Author: William Schmitt, Freelance Writer
Event Date: September 16, 2019
How does an engineering school dedicated to the future celebrate its past? That's a question with many answers, and some of them are personified in the story of one engineer. David Schwind, a distinguished Purdue alumnus and pioneer in acoustics, will be coming back to the University he loves on September 20 to combine recollection and inspiration for a day of important anniversaries.

This renowned consultant with interdisciplinary instincts and people-centered passions says he is eager to join with students, alumni, faculty, administrators in a throng of invited stakeholders to celebrate a golden milestone for the School of Engineering Education (ENE) in Purdue’s College of Engineering. It’s the 50th anniversary of the former Division of Interdisciplinary Engineering Studies (IDE), It now comprises the school’s Interdisciplinary Engineering Studies (IDES) and Multidisciplinary Engineering (MDE) degree programs.

ENE itself is celebrating the 15th anniversary of its destiny to be a pioneer. 

As an undergraduate, Schwind played a grass-roots role in the early days of IDE innovation; he delved into varied aspects of what was essentially a new field of expertise and, in 1974, he became Purdue’s first graduate in acoustical engineering.

“The world needs connectors,” and Schwind has served as a model for “crossing boundaries to emerge at the forefront of something new,” according to Dr. Mary Pilotte, who directs the undergraduate degree programs in the School of Engineering Education.
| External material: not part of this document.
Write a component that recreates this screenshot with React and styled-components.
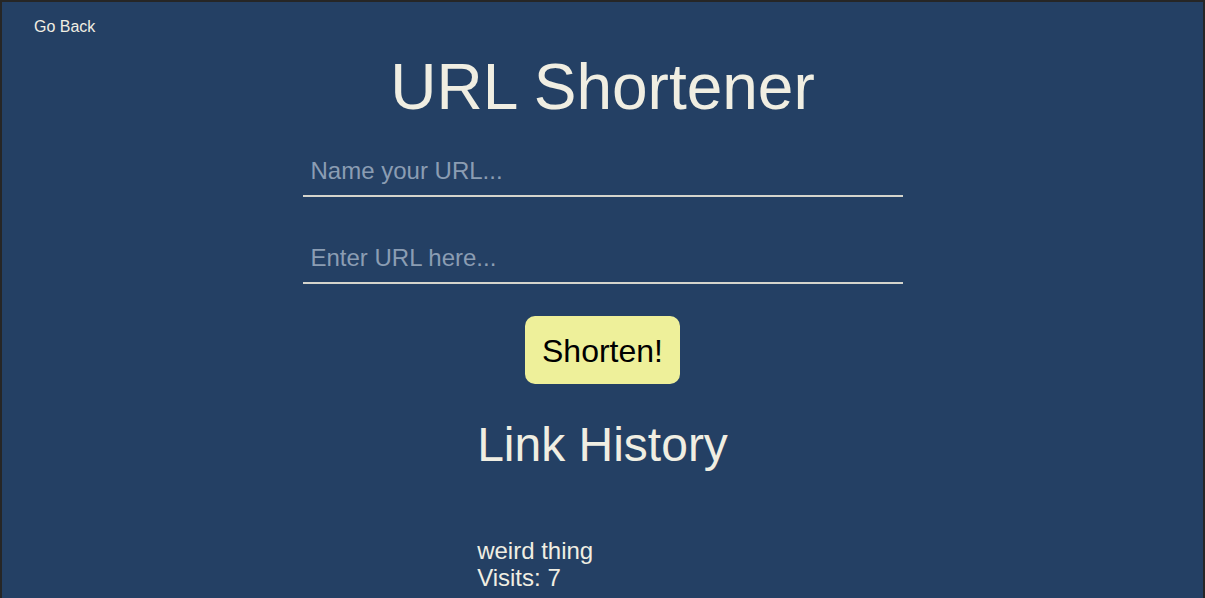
import React, { useState } from 'react';
import styled, { createGlobalStyle } from 'styled-components';

const GlobalStyle = createGlobalStyle`
  html, body {
    margin: 0;
    padding: 0;
    background: #244064;
  }
  body {
    font-family: "Liberation Sans", Arial, Helvetica, sans-serif;
  }
  * {
    box-sizing: border-box;
  }
`

const Page = styled.div`
  min-height: 598px;
  background: #244064;
  border: 2px solid #262626;
  border-bottom: none;
  color: #f0eee2;
  overflow: hidden;
`

const TopBar = styled.div`
  padding: 16px 0 0 32px;
  height: 49px;
`

const BackLink = styled.a`
  font-size: 16px;
  line-height: 18.4px;
  color: #f0eee2;
  text-decoration: none;
  cursor: pointer;
`

const Main = styled.main`
  display: flex;
  flex-direction: column;
  align-items: center;
`

const Title = styled.h1`
  margin: 0;
  font-size: 64px;
  font-weight: 400;
  line-height: 73.6px;
`

const Form = styled.form`
  width: 600px;
  display: flex;
  flex-direction: column;
  align-items: center;
  gap: 34px;
  margin-top: 19px;
`

const Input = styled.input`
  width: 100%;
  height: 53px;
  padding: 14px 8px 10px;
  font-family: inherit;
  font-size: 24px;
  color: #f0eee2;
  background: transparent;
  border: none;
  border-bottom: 2px solid #d4d4cc;
  outline: none;

  &::placeholder {
    color: #8b9db3;
  }
`

const Button = styled.button`
  margin-top: -2px;
  padding: 17px 17px 15px;
  font-family: inherit;
  font-size: 32px;
  line-height: 36.8px;
  color: #000;
  background: #eef09a;
  border: none;
  border-radius: 10px;
  cursor: pointer;
`

const History = styled.section`
  margin-top: 33px;
  display: flex;
  flex-direction: column;
  align-items: flex-start;
`

const SubTitle = styled.h2`
  margin: 0 0 64px;
  font-size: 48px;
  font-weight: 400;
  line-height: 55.2px;
`

const LinkItem = styled.div`
  font-size: 24px;
  line-height: 27.6px;
`

const links = [{ name: 'weird thing', visits: 7 }]

export default function App() {
  const [name, setName] = useState('')
  const [url, setUrl] = useState('')

  return (
    <>
      <GlobalStyle />
      <Page>
        <TopBar>
          <BackLink>Go Back</BackLink>
        </TopBar>
        <Main>
          <Title>URL Shortener</Title>
          <Form onSubmit={(e) => e.preventDefault()}>
            <Input
              placeholder="Name your URL..."
              value={name}
              onChange={(e) => setName(e.target.value)}
            />
            <Input
              placeholder="Enter URL here..."
              value={url}
              onChange={(e) => setUrl(e.target.value)}
            />
            <Button type="submit">Shorten!</Button>
          </Form>
          <History>
            <SubTitle>Link History</SubTitle>
            {links.map((link, i) => (
              <LinkItem key={i}>
                <div>{link.name}</div>
                <div>Visits: {link.visits}</div>
              </LinkItem>
            ))}
          </History>
        </Main>
      </Page>
    </>
  )
}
That’s why the school, aiming to provide a “broad bandwidth” for learning in “more inclusive, socially connected and scholarly” ways, wants Schwind to be among those spotlighted during its 50th anniversary event, she says.

He will make presentations to students in acoustical engineering and related disciplines in the IDES/MDE homeroom in the Neil Armstrong Hall of Engineering.
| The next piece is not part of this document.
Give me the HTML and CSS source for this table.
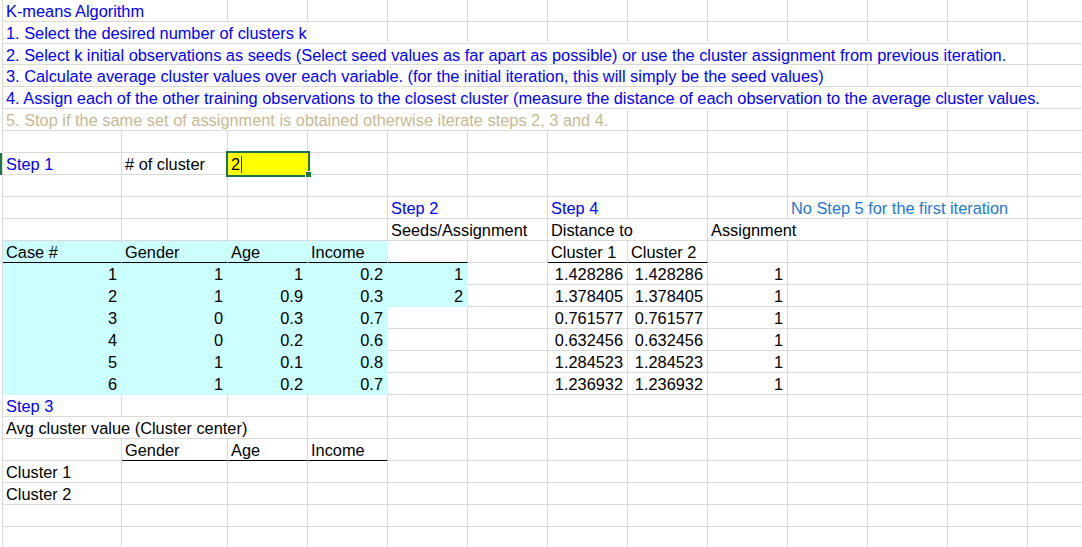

David Schwind presents to studentsDavid Schwind presented his award winning career path to current acoustical engineering students. The presentation was organized and hosted by IDE 487 seniors Bryce Lemert, Logan Dodson, Dhruv Urs, and Haru Takano.
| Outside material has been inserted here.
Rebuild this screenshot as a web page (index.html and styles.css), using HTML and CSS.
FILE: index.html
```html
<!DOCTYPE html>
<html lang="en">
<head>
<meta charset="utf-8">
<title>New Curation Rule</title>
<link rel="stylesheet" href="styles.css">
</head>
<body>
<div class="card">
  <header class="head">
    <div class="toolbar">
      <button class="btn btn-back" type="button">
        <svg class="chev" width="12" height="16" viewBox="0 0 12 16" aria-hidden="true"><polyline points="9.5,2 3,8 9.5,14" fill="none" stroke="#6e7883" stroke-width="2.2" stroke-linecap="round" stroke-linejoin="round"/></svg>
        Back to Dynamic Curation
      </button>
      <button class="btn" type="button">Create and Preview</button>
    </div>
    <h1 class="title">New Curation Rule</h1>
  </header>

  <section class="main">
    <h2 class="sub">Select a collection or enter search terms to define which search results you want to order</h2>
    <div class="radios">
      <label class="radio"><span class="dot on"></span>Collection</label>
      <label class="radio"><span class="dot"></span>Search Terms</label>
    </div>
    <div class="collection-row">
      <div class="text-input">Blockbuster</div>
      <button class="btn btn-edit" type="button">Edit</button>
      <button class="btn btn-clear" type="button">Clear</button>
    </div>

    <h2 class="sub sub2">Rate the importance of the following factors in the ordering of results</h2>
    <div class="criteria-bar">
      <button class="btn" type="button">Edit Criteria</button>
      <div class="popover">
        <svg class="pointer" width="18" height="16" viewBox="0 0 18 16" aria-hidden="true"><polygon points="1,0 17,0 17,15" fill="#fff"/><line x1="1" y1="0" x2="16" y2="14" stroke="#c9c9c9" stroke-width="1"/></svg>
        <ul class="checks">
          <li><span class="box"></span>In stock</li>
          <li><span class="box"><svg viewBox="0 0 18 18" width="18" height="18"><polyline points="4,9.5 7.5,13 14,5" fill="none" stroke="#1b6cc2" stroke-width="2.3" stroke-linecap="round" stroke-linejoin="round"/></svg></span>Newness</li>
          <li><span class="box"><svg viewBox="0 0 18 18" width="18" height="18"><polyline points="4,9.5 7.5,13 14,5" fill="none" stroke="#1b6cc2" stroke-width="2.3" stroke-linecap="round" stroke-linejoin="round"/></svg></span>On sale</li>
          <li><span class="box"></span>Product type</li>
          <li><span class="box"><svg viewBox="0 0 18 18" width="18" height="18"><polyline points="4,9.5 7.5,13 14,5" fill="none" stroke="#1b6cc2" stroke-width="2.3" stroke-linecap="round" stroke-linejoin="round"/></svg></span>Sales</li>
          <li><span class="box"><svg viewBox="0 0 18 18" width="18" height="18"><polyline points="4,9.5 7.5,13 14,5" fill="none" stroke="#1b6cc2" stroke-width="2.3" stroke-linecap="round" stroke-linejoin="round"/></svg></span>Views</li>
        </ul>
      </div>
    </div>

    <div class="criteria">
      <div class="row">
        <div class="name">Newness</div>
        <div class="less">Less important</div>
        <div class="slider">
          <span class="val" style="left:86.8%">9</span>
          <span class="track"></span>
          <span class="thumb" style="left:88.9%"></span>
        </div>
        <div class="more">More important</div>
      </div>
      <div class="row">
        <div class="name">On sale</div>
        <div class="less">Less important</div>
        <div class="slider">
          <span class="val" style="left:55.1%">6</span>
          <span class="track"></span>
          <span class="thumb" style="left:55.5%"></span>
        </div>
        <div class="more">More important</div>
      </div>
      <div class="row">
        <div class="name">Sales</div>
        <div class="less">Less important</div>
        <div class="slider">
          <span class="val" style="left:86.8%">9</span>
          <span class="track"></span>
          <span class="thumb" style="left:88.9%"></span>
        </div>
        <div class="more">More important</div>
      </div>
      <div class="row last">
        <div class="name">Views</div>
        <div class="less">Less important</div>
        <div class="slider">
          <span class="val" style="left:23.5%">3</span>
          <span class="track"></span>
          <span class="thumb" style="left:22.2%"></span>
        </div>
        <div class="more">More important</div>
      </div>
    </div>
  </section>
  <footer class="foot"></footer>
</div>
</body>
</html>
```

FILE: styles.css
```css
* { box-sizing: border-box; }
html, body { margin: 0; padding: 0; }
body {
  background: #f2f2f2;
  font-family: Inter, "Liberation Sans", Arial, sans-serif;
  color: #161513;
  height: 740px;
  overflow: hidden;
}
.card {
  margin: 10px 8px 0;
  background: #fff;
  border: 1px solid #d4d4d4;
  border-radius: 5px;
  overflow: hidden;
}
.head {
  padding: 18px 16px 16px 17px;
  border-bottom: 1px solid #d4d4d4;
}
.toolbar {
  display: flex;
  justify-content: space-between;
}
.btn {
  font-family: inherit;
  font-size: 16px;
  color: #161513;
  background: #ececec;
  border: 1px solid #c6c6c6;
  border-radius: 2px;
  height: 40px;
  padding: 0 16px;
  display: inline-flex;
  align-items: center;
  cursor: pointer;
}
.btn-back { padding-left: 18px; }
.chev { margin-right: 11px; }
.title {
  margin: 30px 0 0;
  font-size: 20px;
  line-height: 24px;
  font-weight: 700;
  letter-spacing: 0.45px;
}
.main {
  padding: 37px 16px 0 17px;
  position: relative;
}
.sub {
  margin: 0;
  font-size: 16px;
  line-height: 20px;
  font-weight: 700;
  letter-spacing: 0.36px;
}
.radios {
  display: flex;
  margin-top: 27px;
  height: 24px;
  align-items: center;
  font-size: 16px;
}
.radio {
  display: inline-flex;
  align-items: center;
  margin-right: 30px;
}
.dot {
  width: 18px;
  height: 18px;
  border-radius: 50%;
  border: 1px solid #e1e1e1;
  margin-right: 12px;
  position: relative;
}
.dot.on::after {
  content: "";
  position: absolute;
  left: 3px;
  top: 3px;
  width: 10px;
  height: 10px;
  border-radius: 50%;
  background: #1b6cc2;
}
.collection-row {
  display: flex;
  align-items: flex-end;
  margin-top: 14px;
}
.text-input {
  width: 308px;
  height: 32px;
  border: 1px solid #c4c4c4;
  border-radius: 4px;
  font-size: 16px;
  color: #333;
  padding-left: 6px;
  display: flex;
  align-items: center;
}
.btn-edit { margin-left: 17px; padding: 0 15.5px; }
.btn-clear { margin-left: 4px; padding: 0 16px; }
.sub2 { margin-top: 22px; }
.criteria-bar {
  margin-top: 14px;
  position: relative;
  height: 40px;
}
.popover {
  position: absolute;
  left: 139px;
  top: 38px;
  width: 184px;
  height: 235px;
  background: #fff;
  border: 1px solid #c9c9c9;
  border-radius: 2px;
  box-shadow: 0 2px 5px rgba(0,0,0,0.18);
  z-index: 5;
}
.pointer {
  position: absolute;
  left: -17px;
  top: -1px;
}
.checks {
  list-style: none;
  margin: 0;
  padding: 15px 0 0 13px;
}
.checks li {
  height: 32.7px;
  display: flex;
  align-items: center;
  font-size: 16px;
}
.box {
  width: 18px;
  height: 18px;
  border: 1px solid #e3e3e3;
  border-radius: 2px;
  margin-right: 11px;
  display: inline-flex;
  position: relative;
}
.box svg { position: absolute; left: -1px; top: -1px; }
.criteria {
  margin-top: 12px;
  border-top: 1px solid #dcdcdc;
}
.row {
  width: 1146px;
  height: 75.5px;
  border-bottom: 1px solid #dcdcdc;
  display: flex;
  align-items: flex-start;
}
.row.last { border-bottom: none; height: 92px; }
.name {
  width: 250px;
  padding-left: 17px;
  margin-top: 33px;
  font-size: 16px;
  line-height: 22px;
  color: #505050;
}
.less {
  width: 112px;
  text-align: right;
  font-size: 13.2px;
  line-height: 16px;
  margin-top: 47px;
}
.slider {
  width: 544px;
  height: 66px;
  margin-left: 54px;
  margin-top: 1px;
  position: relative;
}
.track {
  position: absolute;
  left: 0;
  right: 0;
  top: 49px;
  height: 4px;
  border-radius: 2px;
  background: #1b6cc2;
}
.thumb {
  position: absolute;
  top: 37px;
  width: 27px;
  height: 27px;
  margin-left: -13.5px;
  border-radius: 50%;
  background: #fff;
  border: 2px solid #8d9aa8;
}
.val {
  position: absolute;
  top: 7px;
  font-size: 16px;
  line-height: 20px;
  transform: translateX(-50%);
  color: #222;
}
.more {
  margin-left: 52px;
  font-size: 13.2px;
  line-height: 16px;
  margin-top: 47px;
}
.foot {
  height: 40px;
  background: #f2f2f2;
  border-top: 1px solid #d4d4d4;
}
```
Purdue was the first university to establish a school of engineering education, and its “incubator” spirit of bold collaboration made it appropriate to integrate the proud IDE legacy into the mission. But the school embraces many other forward-looking endeavors. It is the home of the First-Year Engineering Program, offering a common curriculum every fall to some 2,400 aspiring engineers before they move on to pursue their majors. A Ph.D. program supports cutting-edge research on how to educate engineers in the future, covering “everything from pre-kindergarten to lifelong learning,” says Pilotte.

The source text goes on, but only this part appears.